Still in shock, Esther collected Barinem’s personal effects from the prison yard. Among them were a comb which still had some of his hair on it, and “a little note, where it said… how he loves us, the family.”
Distraught though she is recalling these events today, Esther is not daunted. “When I remember all this that happened, it gives me strength – fighting for justice, for him.”
Honorarium paid by Shell to soldiers involved in one operation
Fleeing Nigeria, facing off Shell
In the wake of Barinem’s killing, Esther was beset by further tragedy. Not only had she lost her husband and her job, but she also lost several family members, including her mother. “Life was terrible, horrible for us. It was very hard to put food on the table,” she says.
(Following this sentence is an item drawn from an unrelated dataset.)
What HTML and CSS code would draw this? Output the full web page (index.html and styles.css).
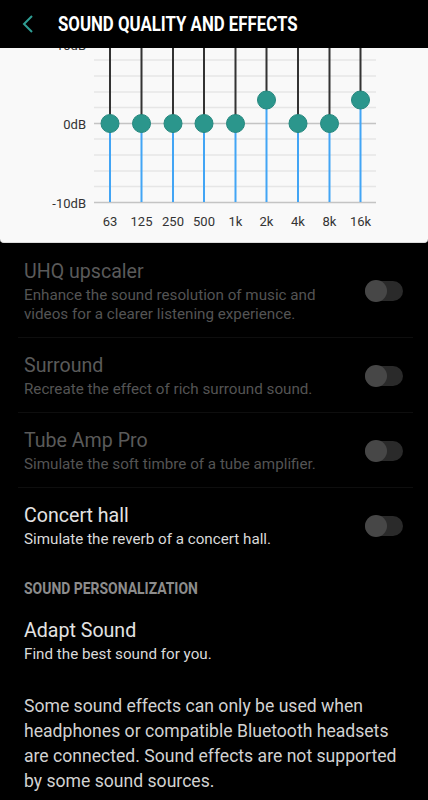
FILE: index.html
```html
<!DOCTYPE html>
<html lang="en">
<head>
<meta charset="utf-8">
<title>Sound quality and effects</title>
<link rel="stylesheet" href="styles.css">
</head>
<body>
<div class="screen">
  <header class="appbar">
    <svg class="back" width="14" height="20" viewBox="0 0 14 20"><path d="M11 2 L3 10 L11 18" fill="none" stroke="#2f9e94" stroke-width="2"/></svg>
    <h1 class="title"><span class="cond">SOUND QUALITY AND EFFECTS</span></h1>
  </header>

  <section class="eq-card">
    <svg class="eq" width="428" height="195" viewBox="0 48 428 195">
      <g class="grid" stroke="#e6e6e6" stroke-width="1.5">
        <line x1="94" x2="376" y1="60" y2="60"/>
        <line x1="94" x2="376" y1="76" y2="76"/>
        <line x1="94" x2="376" y1="92" y2="92"/>
        <line x1="94" x2="376" y1="107.5" y2="107.5"/>
        <line x1="94" x2="376" y1="139" y2="139"/>
        <line x1="94" x2="376" y1="155" y2="155"/>
        <line x1="94" x2="376" y1="171" y2="171"/>
        <line x1="94" x2="376" y1="186.5" y2="186.5"/>
      </g>
      <g stroke="#c4c4c4" stroke-width="1.5">
        <line x1="94" x2="376" y1="44.5" y2="44.5"/>
        <line x1="94" x2="376" y1="123.5" y2="123.5"/>
        <line x1="94" x2="376" y1="202.5" y2="202.5"/>
      </g>
      <g class="axis" font-family="Roboto, sans-serif" font-size="13" fill="#333" text-anchor="end">
        <text x="86" y="128.5">0dB</text>
        <text x="86" y="207.5">-10dB</text>
      </g>
      <g class="freq" font-family="Roboto, sans-serif" font-size="13" fill="#333" text-anchor="middle">
        <text x="110" y="226">63</text>
        <text x="141.5" y="226">125</text>
        <text x="173" y="226">250</text>
        <text x="204" y="226">500</text>
        <text x="235.5" y="226">1k</text>
        <text x="266.5" y="226">2k</text>
        <text x="298" y="226">4k</text>
        <text x="329.5" y="226">8k</text>
        <text x="360.5" y="226">16k</text>
      </g>
      <g stroke-width="2">
        <line x1="110" x2="110" y1="40" y2="123.5" stroke="#333"/><line x1="110" x2="110" y1="123.5" y2="202" stroke="#42a5f5"/><circle cx="110" cy="123.5" r="9" fill="#2b968c" stroke="#24877e" stroke-width="1"/>
        <line x1="141.5" x2="141.5" y1="40" y2="123.5" stroke="#333"/><line x1="141.5" x2="141.5" y1="123.5" y2="202" stroke="#42a5f5"/><circle cx="141.5" cy="123.5" r="9" fill="#2b968c" stroke="#24877e" stroke-width="1"/>
        <line x1="173" x2="173" y1="40" y2="123.5" stroke="#333"/><line x1="173" x2="173" y1="123.5" y2="202" stroke="#42a5f5"/><circle cx="173" cy="123.5" r="9" fill="#2b968c" stroke="#24877e" stroke-width="1"/>
        <line x1="204" x2="204" y1="40" y2="123.5" stroke="#333"/><line x1="204" x2="204" y1="123.5" y2="202" stroke="#42a5f5"/><circle cx="204" cy="123.5" r="9" fill="#2b968c" stroke="#24877e" stroke-width="1"/>
        <line x1="235.5" x2="235.5" y1="40" y2="123.5" stroke="#333"/><line x1="235.5" x2="235.5" y1="123.5" y2="202" stroke="#42a5f5"/><circle cx="235.5" cy="123.5" r="9" fill="#2b968c" stroke="#24877e" stroke-width="1"/>
        <line x1="266.5" x2="266.5" y1="40" y2="100" stroke="#333"/><line x1="266.5" x2="266.5" y1="100" y2="202" stroke="#42a5f5"/><circle cx="266.5" cy="100" r="9" fill="#2b968c" stroke="#24877e" stroke-width="1"/>
        <line x1="298" x2="298" y1="40" y2="123.5" stroke="#333"/><line x1="298" x2="298" y1="123.5" y2="202" stroke="#42a5f5"/><circle cx="298" cy="123.5" r="9" fill="#2b968c" stroke="#24877e" stroke-width="1"/>
        <line x1="329.5" x2="329.5" y1="40" y2="123.5" stroke="#333"/><line x1="329.5" x2="329.5" y1="123.5" y2="202" stroke="#42a5f5"/><circle cx="329.5" cy="123.5" r="9" fill="#2b968c" stroke="#24877e" stroke-width="1"/>
        <line x1="360.5" x2="360.5" y1="40" y2="100" stroke="#333"/><line x1="360.5" x2="360.5" y1="100" y2="202" stroke="#42a5f5"/><circle cx="360.5" cy="100" r="9" fill="#2b968c" stroke="#24877e" stroke-width="1"/>
      </g>
    </svg>
    <span class="top-label">10dB</span>
  </section>

  <ul class="list">
    <li class="item disabled first">
      <div class="text">
        <div class="label">UHQ upscaler</div>
        <div class="sub">Enhance the sound resolution of music and videos for a clearer listening experience.</div>
      </div>
      <span class="switch"><span class="thumb"></span></span>
    </li>
    <li class="item disabled">
      <div class="text">
        <div class="label">Surround</div>
        <div class="sub">Recreate the effect of rich surround sound.</div>
      </div>
      <span class="switch"><span class="thumb"></span></span>
    </li>
    <li class="item disabled">
      <div class="text">
        <div class="label">Tube Amp Pro</div>
        <div class="sub">Simulate the soft timbre of a tube amplifier.</div>
      </div>
      <span class="switch"><span class="thumb"></span></span>
    </li>
    <li class="item last">
      <div class="text">
        <div class="label">Concert hall</div>
        <div class="sub">Simulate the reverb of a concert hall.</div>
      </div>
      <span class="switch"><span class="thumb"></span></span>
    </li>
  </ul>

  <h2 class="section"><span class="cond">SOUND PERSONALIZATION</span></h2>

  <div class="item plain">
    <div class="text">
      <div class="label">Adapt Sound</div>
      <div class="sub">Find the best sound for you.</div>
    </div>
  </div>

  <p class="note">Some sound effects can only be used when headphones or compatible Bluetooth headsets are connected. Sound effects are not supported by some sound sources.</p>
</div>
</body>
</html>
```

FILE: styles.css
```css
* { box-sizing: border-box; }
html, body { margin: 0; padding: 0; background: #000; }
body { font-family: Roboto, "Noto Sans", sans-serif; color: #e0e0e0; }
.screen { width: 428px; height: 800px; overflow: hidden; background: #000; }

.appbar {
  height: 48px;
  display: flex;
  align-items: center;
  background: #000;
  position: relative;
  z-index: 2;
}
.back { margin-left: 21px; margin-right: 23px; display: block; }
.title {
  margin: 0;
  font-size: 20px;
  font-weight: 700;
  color: #fff;
  line-height: 24px;
  white-space: nowrap;
}
.cond { display: inline-block; transform: scaleX(0.84); transform-origin: left center; }

.eq-card {
  position: relative;
  height: 195px;
  background: #f9f9f9;
  border-bottom: 1px solid #dcdcdc;
  border-radius: 0 0 4px 4px;
  overflow: hidden;
}
.eq { display: block; }
.top-label {
  position: absolute;
  right: 342px;
  top: -9px;
  font-size: 13px;
  line-height: 13px;
  color: #333;
}

.list { list-style: none; margin: 0; padding: 0; }
.item {
  display: flex;
  align-items: center;
  padding: 14px 10px 13px 6px;
  border-bottom: 1px solid #0e0e0e;
  margin: 0 15px 0 18px;
}
.item.first { padding-top: 15px; }
.item.last { border-bottom: none; }
.text { flex: 1; min-width: 0; }
.label { font-size: 19.6px; line-height: 28px; color: #e3e3e3; }
.sub { font-size: 15.2px; line-height: 19px; color: #dadada; padding-right: 30px; }
.disabled .label { color: #5a5a5a; }
.disabled .sub { color: #545454; }

.switch {
  position: relative;
  width: 38px;
  height: 20px;
  border-radius: 10px;
  background: #2a2a2a;
  flex: none;
}
.thumb {
  position: absolute;
  left: 0;
  top: -1px;
  width: 22px;
  height: 22px;
  border-radius: 50%;
  background: #474747;
}

.section {
  margin: 0;
  padding: 16px 24px 0;
  font-size: 16.6px;
  line-height: 22px;
  font-weight: 700;
  color: #8c8c8c;
  white-space: nowrap;
}
.item.plain { border-bottom: none; padding-top: 17px; padding-bottom: 0; }
.note {
  margin: 30px 0 0;
  padding: 0 24px;
  font-size: 17.6px;
  line-height: 25px;
  color: #d2d2d2;
}
```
One day, she had a visit. “Some people came to me and told me you have to leave for your dear life. Even if you don’t care for your life, care for your children, care for your loved ones. So I had to run for safety, to Benin Republic, where I became a refugee.” Esther left everything behind, taking her four children and her sister-in-law’s three. Together they remained at a camp in Benin until, she says, “the camp wasn’t safe anymore, because there’s this news [that the] Nigerian government used to come in and kidnap people.”
And so Esther fled with the seven children to a house where no one knew her. She lived like this for two years until, with Amnesty’s help, they were granted asylum to the USA.
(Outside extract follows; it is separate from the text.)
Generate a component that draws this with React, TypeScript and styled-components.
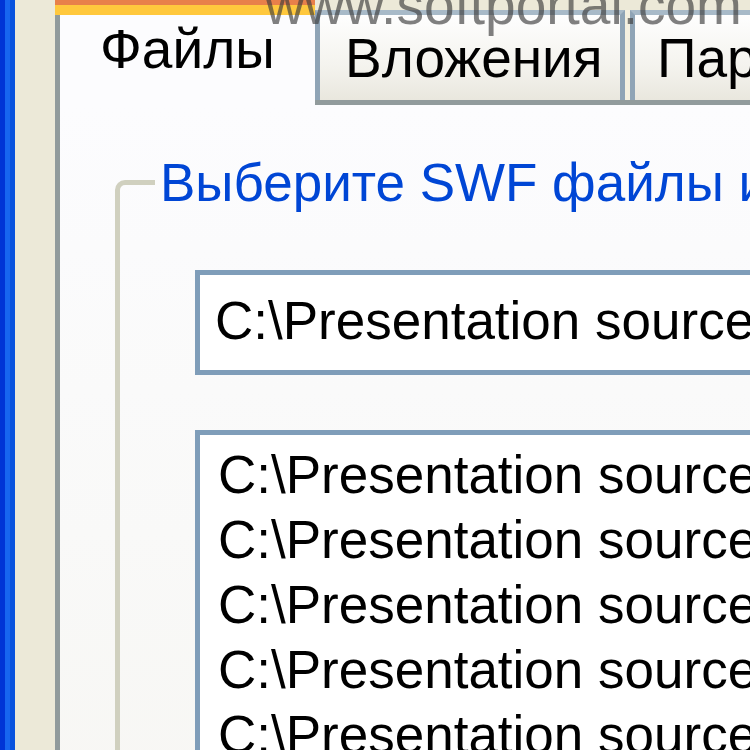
import { FC } from "react";
import styled, { createGlobalStyle } from "styled-components";

const GlobalStyle = createGlobalStyle`
  html, body {
    margin: 0;
    padding: 0;
    width: 750px;
    height: 750px;
    overflow: hidden;
    background: #ece9d8;
  }
`;

const Window = styled.div`
  position: relative;
  display: flex;
  flex-direction: row;
  width: 750px;
  height: 750px;
  overflow: hidden;
  font-family: "Liberation Sans", Arial, sans-serif;
  font-size: 55px;
  line-height: 65px;
  color: #000;
`;

const Frame = styled.div`
  flex: 0 0 15px;
  background: linear-gradient(
    to right,
    #0034d6 0 5px,
    #1765f0 5px 10px,
    #0852de 10px 15px
  );
`;

const Gutter = styled.div`
  flex: 0 0 40px;
  background: #ece9d8;
`;

const TabControl = styled.div`
  display: flex;
  flex-direction: column;
  flex: 0 0 1100px;
`;

const TabStrip = styled.div`
  display: flex;
  flex-direction: row;
  align-items: flex-end;
  height: 100px;
`;

const Tab = styled.div<{ $active?: boolean; $width: number; $pad: number }>`
  box-sizing: border-box;
  position: relative;
  flex: 0 0 ${(p) => p.$width}px;
  white-space: nowrap;
  overflow: hidden;

  ${(p) =>
    p.$active
      ? `
    z-index: 2;
    height: 105px;
    margin-bottom: -5px;
    padding: 12px 0 0 ${p.$pad}px;
    background: #fcfcfe;
    border-top: 5px solid #e8804a;
    box-shadow: inset 0 10px 0 #ffc83d, inset 5px 0 0 #919b9c;
  `
      : `
    height: 90px;
    padding: 11px 0 0 ${p.$pad}px;
    background: linear-gradient(#fefefe, #f4f3ee 60%, #e9e7de);
    border-top: 5px solid #a8bac8;
    border-left: 5px solid #8fa4b6;
    border-right: 5px solid #8fa4b6;
  `}
`;

const TabSpacer = styled.div`
  flex: 0 0 5px;
  height: 90px;
  background: #f4f0e0;
`;

const Panel = styled.div`
  flex: 1;
  border-top: 5px solid #919b9c;
  border-left: 5px solid #919b9c;
  padding: 45px 0 0 55px;
  background: linear-gradient(#fcfcfe, #f9f9f8 50%, #f6f5f1);
  font-size: 53px;
`;

const Group = styled.fieldset`
  margin: 0;
  padding: 0 0 0 35px;
  border: 5px solid #d0d0bf;
  border-top-left-radius: 10px;
  height: 800px;
`;

const GroupLabel = styled.legend`
  padding: 0 5px;
  color: #0046d5;
  line-height: 65px;
`;

const Field = styled.div<{ $top: number; $padTop: number; $height: number }>`
  box-sizing: border-box;
  margin: ${(p) => p.$top}px 0 0 40px;
  height: ${(p) => p.$height}px;
  padding: ${(p) => p.$padTop}px 0 0 15px;
  background: #fff;
  border: 5px solid #7f9db9;
  white-space: nowrap;
  overflow: hidden;
`;

const ListRow = styled.div`
  height: 65px;
  padding-left: 3px;
`;

const Watermark = styled.div`
  position: absolute;
  top: -27px;
  left: 265px;
  z-index: 5;
  color: rgba(60, 60, 60, 0.65);
  white-space: nowrap;
  pointer-events: none;
`;

const path = "C:\\Presentation source\\Тренинг\\intro.swf";

const files = [
  "C:\\Presentation source\\Тренинг\\slide01.swf",
  "C:\\Presentation source\\Тренинг\\slide02.swf",
  "C:\\Presentation source\\Тренинг\\slide03.swf",
  "C:\\Presentation source\\Тренинг\\slide04.swf",
  "C:\\Presentation source\\Тренинг\\slide05.swf",
];

const App: FC = () => {
  return (
    <>
      <GlobalStyle />
      <Window>
        <Frame />
        <Gutter />
        <TabControl>
          <TabStrip>
            <Tab $active $width={260} $pad={45}>
              Файлы
            </Tab>
            <Tab $width={310} $pad={25}>
              Вложения
            </Tab>
            <TabSpacer />
            <Tab $width={300} $pad={22}>
              Параметры
            </Tab>
          </TabStrip>

          <Panel>
            <Group>
              <GroupLabel>Выберите SWF файлы и их порядок</GroupLabel>

              <Field $top={55} $padTop={13} $height={105}>
                {path}
              </Field>

              <Field $top={55} $padTop={7} $height={400}>
                {files.map((f) => (
                  <ListRow key={f}>{f}</ListRow>
                ))}
              </Field>
            </Group>
          </Panel>
        </TabControl>

        <Watermark>www.softportal.com</Watermark>
      </Window>
    </>
  );
};

export default App;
Building a new life for herself and her children there, Esther could never let go of what happened to her husband. “Almost every day in my bedroom I remember and cry. But then I build up myself and decide to be strong,” she says. “I still say my husband’s spirit is behind me and lets me fight this battle. I can’t fight it alone.”
I hold Shell responsible.
Having fled Nigeria for her life, Esther knew she had no hope for justice from the government and the military in her home country. In 2002, she tried to take Shell to court in the USA, but in 2013 the Supreme Court ruled that the US courts did not have jurisdiction over the case. So, after 22 years, Esther is facing Shell in its home country: the Netherlands. She is adamant that Barinem’s name be cleared. “His name is in history as a criminal,” she says, but “he’s not. He was a good man, good father, good husband, good brother. I want his name declared innocent.”
For Esther, there’s no doubt about the part that Shell played in Barinem’s death. “I hold Shell responsible,” she says. “Shell cause pollution in Ogoniland, and they refuse cleaning. They just want gain, they need a bigger gain, so they believe they can get rid of whoever they want to, and go in there, dredge the oil. That’s what they believe.”
Both Shell and Paul Okuntimo have publicly denied any involvement in the human rights violations described above.
Amnesty International presented the allegations to Shell in a letter dated 18 June 2017. Shell’s global headquarters did not provide a substantive response. Shell Nigeria stated:
“The allegations cited in your letter against [Shell] are false and without merit. [Shell Nigeria] did not collude with the military authorities to supress community unrest and in no way encouraged or advocated any act of violence in Nigeria….We have always denied these allegations in the strongest possible terms.”